The editorial categories are research topics that have guided researchers during the recovery phase and continue to be the impetus behind the Documents Project’s digital archive and the Critical Documents book series. Developed by the project’s Editorial Board, each of the teams analyzed this framework and adapted it to their local contexts in developing their research objectives and work plans during the Recovery Phase. Learn more on the Editorial Framework page.

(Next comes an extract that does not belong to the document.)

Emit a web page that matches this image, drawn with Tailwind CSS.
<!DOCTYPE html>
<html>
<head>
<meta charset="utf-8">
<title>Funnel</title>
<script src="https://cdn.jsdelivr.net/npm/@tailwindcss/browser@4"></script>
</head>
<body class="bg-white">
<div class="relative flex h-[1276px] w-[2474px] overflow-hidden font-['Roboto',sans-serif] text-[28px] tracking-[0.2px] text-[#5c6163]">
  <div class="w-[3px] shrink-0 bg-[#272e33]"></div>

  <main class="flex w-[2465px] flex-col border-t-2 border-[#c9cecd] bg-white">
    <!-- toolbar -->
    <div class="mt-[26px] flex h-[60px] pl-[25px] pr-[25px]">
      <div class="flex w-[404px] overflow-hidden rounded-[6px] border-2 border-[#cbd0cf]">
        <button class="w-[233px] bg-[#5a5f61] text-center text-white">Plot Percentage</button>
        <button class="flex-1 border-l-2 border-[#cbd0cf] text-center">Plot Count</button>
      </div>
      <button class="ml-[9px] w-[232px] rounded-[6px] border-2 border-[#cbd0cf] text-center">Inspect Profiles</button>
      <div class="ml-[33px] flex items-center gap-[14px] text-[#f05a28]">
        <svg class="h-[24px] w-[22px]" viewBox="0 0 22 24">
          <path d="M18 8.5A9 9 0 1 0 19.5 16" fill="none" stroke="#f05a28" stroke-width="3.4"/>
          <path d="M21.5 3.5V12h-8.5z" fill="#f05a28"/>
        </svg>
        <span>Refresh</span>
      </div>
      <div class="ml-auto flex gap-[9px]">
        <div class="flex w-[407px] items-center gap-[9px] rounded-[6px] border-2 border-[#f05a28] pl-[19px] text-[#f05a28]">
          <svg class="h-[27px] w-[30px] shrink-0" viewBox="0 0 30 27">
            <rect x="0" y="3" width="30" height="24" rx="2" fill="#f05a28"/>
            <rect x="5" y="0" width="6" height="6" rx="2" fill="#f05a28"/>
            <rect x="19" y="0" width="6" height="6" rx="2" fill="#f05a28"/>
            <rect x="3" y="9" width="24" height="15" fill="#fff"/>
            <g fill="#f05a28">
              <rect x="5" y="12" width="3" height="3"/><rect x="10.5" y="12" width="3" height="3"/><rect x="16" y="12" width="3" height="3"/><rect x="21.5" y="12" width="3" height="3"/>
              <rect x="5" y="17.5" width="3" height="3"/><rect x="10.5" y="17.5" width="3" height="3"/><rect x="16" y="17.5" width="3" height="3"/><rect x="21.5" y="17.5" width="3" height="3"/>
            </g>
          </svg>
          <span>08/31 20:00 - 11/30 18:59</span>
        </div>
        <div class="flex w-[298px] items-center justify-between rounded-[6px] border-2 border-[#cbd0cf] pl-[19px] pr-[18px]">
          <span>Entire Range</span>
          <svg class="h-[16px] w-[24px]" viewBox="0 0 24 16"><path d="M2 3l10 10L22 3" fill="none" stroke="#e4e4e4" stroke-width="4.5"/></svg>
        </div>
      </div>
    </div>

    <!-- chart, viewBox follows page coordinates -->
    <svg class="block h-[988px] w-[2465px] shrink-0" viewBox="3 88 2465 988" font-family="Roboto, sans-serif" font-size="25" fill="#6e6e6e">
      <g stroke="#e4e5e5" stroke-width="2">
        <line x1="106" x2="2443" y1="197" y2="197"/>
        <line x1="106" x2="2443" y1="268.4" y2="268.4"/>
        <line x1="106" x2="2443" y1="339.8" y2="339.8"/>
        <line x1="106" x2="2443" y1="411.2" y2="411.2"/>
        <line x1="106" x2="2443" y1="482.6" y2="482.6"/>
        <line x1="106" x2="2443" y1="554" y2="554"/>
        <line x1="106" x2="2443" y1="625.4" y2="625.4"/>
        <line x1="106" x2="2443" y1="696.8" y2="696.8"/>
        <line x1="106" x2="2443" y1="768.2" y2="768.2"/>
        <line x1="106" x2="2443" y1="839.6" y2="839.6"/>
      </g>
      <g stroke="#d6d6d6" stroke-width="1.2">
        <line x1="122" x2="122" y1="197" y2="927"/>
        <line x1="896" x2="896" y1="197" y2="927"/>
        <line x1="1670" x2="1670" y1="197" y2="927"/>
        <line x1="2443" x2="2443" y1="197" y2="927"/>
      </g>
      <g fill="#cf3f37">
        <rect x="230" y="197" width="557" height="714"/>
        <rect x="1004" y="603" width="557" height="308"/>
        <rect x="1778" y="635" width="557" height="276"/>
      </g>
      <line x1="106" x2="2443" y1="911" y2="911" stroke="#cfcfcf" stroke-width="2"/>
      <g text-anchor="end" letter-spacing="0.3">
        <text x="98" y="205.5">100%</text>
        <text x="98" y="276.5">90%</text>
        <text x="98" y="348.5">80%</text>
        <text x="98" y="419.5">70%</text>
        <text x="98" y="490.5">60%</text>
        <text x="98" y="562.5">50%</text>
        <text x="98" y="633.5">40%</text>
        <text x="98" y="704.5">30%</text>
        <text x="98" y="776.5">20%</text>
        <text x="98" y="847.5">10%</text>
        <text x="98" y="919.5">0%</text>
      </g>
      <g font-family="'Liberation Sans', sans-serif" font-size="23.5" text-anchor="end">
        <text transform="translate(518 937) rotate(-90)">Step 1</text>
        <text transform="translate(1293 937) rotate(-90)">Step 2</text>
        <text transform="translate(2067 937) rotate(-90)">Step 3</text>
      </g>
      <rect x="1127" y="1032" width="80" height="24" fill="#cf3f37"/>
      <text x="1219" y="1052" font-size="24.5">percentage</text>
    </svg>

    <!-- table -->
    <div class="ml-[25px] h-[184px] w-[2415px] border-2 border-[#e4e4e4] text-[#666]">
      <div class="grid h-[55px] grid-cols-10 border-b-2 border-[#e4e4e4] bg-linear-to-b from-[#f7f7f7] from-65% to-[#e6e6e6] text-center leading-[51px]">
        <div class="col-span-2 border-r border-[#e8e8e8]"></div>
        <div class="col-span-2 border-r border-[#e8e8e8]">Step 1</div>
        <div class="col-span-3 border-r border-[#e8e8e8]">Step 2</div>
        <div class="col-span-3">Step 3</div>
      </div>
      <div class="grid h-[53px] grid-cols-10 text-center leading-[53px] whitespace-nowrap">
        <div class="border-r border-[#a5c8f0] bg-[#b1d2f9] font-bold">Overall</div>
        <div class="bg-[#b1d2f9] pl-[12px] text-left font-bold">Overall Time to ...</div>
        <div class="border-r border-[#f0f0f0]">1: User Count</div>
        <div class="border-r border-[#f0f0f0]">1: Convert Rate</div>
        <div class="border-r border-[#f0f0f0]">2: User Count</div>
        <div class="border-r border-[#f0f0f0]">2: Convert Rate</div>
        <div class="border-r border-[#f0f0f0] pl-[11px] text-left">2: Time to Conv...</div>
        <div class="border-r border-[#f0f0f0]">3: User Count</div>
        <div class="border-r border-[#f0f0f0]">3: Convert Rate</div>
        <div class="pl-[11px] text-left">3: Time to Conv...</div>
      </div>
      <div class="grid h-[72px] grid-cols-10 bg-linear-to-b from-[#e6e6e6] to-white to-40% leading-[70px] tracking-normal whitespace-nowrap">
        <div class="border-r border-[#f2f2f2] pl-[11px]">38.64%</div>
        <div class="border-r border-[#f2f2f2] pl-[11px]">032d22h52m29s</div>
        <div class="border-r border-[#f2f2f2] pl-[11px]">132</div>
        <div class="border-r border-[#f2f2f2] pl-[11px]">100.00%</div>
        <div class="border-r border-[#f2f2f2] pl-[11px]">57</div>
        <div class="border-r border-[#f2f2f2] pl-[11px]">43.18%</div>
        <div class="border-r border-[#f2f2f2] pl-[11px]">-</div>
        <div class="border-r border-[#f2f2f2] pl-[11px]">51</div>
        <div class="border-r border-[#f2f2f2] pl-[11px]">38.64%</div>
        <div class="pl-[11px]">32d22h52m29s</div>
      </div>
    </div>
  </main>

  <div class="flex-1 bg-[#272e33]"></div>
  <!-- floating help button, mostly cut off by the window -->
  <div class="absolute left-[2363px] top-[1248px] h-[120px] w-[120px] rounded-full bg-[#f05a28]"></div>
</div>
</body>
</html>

Ricardo Pau-Llosa analyzes Arnaldo Roche[-Rabell]’s paintings by arguing that his works both represent unique identities and evoke a process of identification in the viewer that occurs at an existential level. Roche achieves this by upending expectations of how human figures are perceived in paintings. Pau-Llosa characterizes Roche’s depictions of persons and objects as portraits employing a bi-dimensional, imaginative approach that is based mainly on identity and subjectivity. Pau-Llosa argues that identity is deeply ingrained in the multiple temporalities that characterize a Latin American visual experience. Therefore, Roche’s portraits represent the past and the present as fixed images frozen in time. But for Pau-Llosa, the key to understanding Roche’s work is the artist’s rich surface textures, which symbolize physicality and are achieved by his use of a rubbing technique (frottage) in which he wraps an object with canvas while painting, thus achieving an imprint that creates a dialogue between subject and canvas, and artist and canvas.

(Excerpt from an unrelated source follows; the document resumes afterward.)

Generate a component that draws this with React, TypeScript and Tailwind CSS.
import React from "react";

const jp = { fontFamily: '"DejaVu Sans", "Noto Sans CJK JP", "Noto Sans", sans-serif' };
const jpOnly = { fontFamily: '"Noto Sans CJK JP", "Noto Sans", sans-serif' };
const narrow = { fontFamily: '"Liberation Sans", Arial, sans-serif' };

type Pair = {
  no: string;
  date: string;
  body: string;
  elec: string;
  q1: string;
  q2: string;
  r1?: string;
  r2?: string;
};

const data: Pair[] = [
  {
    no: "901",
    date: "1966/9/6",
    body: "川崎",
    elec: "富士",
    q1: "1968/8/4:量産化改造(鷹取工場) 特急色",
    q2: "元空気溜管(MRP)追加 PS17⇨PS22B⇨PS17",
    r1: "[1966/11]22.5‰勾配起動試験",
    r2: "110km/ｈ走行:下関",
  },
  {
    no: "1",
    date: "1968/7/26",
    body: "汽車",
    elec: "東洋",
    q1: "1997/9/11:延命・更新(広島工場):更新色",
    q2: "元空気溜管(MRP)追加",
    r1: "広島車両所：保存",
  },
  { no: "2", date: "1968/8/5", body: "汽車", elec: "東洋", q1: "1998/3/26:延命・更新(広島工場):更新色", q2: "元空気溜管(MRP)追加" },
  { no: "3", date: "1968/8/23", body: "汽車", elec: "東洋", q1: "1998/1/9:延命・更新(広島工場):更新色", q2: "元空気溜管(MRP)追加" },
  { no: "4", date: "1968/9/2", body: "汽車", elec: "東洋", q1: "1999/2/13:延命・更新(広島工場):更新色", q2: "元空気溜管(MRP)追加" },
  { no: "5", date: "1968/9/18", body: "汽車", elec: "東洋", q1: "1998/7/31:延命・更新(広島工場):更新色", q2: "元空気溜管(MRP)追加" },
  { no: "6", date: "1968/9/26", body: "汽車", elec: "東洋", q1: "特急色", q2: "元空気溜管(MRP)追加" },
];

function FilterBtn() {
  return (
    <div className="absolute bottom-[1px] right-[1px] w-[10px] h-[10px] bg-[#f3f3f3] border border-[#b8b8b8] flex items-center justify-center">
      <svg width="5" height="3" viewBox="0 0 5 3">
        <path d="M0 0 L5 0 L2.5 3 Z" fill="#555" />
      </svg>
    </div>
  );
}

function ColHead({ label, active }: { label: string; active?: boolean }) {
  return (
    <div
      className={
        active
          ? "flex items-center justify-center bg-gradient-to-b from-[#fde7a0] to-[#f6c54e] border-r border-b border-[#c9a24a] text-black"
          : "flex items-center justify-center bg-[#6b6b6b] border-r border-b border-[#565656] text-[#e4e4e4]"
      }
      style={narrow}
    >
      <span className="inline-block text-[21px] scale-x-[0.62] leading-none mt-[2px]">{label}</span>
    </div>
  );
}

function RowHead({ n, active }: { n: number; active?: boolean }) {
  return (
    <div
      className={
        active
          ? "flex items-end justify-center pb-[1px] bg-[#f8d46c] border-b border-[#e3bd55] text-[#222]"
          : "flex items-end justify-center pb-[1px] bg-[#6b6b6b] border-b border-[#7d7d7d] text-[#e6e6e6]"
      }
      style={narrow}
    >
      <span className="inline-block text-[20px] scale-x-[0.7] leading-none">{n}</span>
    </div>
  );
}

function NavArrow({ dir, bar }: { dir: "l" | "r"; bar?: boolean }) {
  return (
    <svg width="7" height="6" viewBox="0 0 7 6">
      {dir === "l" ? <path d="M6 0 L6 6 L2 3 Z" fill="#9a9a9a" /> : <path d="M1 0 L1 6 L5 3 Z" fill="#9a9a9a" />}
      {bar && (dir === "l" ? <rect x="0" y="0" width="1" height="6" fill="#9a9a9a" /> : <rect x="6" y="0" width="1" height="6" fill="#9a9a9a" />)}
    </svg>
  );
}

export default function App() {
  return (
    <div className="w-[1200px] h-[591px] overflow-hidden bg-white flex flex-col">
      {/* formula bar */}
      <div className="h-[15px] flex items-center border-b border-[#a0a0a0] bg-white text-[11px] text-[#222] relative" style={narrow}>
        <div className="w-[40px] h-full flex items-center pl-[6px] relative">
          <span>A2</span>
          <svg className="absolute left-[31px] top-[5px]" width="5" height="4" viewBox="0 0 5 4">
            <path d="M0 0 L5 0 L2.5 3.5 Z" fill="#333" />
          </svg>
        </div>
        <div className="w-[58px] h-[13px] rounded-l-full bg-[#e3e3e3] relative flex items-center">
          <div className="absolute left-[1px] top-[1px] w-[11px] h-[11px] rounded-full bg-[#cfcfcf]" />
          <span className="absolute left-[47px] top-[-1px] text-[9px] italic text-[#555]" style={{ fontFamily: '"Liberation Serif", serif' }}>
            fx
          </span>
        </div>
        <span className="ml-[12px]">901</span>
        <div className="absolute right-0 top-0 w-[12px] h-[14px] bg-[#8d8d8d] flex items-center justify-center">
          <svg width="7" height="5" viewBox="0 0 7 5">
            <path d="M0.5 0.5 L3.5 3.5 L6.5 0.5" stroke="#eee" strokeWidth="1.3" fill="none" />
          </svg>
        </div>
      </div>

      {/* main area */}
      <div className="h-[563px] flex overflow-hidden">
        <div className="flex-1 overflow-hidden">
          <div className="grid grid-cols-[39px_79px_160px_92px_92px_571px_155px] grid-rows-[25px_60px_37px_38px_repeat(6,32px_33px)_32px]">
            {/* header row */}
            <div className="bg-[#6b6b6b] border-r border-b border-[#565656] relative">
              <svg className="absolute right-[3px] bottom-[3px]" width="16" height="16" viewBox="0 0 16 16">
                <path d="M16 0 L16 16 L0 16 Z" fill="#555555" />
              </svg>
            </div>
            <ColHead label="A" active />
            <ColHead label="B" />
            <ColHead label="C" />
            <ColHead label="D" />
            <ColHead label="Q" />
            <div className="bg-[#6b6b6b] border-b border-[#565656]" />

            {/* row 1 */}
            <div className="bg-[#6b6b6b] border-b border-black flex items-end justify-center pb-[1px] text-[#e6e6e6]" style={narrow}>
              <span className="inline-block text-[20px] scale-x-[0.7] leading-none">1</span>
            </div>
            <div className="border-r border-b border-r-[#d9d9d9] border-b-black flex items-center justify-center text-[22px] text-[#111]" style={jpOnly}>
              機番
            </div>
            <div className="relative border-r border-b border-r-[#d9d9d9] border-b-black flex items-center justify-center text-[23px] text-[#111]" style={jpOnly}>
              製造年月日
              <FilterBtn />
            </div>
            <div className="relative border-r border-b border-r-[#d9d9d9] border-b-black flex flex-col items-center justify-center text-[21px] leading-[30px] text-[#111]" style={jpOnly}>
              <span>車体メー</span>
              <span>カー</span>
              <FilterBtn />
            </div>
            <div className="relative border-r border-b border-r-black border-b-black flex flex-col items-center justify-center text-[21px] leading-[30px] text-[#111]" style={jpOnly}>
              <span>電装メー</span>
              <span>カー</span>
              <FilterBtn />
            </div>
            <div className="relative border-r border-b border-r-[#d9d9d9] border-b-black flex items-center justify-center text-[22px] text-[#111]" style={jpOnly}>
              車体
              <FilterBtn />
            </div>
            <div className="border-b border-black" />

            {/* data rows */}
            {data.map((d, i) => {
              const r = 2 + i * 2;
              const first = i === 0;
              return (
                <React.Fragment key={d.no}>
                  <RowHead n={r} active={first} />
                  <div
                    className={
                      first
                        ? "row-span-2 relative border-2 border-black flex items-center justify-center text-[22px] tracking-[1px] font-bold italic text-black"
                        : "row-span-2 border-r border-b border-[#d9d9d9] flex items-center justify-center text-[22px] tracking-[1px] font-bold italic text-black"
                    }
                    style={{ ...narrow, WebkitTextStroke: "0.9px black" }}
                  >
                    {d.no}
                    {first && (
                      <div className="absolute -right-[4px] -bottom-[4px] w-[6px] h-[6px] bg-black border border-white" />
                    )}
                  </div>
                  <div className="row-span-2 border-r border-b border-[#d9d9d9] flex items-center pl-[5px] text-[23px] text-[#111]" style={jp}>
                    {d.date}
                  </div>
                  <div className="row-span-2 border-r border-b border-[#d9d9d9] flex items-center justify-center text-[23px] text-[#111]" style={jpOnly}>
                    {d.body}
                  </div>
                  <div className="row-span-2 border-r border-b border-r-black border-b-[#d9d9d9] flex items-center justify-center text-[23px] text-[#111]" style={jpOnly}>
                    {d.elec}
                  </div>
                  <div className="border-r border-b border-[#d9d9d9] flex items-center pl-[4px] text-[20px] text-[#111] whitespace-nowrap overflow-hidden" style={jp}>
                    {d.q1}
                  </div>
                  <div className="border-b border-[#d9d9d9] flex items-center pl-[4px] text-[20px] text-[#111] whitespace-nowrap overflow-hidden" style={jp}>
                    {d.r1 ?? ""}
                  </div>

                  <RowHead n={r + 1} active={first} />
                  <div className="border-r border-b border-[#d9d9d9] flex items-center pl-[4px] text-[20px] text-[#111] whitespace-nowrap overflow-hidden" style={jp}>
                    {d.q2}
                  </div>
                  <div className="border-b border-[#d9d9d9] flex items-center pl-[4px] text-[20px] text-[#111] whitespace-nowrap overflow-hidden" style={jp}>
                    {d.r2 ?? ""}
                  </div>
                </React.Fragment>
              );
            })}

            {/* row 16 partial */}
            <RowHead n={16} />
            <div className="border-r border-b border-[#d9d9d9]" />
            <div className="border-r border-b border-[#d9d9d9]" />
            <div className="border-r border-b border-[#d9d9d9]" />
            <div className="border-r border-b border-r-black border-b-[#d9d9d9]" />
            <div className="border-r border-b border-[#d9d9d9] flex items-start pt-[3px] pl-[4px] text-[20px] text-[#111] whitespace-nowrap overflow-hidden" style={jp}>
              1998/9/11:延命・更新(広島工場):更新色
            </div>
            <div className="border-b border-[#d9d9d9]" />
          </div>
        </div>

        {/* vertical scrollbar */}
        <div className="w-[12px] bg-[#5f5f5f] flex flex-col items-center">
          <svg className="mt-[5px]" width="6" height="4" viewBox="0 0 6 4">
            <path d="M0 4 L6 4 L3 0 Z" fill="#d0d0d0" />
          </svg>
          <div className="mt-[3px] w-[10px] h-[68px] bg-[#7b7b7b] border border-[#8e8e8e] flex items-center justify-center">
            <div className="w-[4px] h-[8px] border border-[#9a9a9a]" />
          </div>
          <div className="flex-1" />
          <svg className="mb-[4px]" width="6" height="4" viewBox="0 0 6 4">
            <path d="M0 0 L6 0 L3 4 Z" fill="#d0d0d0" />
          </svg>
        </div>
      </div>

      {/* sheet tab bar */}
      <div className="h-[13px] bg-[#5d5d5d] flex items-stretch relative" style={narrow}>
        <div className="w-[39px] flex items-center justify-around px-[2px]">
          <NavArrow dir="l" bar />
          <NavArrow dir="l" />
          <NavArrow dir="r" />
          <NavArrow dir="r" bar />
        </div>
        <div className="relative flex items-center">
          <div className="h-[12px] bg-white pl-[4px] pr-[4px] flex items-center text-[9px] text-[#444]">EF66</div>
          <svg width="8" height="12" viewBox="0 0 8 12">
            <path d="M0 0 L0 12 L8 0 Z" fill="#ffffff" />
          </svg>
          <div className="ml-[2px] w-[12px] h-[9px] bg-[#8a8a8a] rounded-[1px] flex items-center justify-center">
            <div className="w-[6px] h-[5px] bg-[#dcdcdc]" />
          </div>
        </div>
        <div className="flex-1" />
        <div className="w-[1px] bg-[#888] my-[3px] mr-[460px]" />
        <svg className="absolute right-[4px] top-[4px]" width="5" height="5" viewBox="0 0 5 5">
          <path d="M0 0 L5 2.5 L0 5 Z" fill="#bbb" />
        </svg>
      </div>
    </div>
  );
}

This essay by the Cuban-born, Miami-based poet Ricardo Pau-Llosa appeared in a catalogue for an exhibition of Arnaldo Roche[-Rabell]’s work at the Saint Louis Gallery of Contemporary Art in 1998. Born in Santurce, Puerto Rico in 1955, Roche attended the School of the Art Institute of Chicago where he received a BFA in 1982 and an MFA in painting in 1986. Roche received the Medallion of Lincoln Award, given by the Illinois State Senate, in 1981 and the Award in the Visual Arts 10 in 1990. His art explores issues of identity, race, and ethnicity through portraits and self-portraits.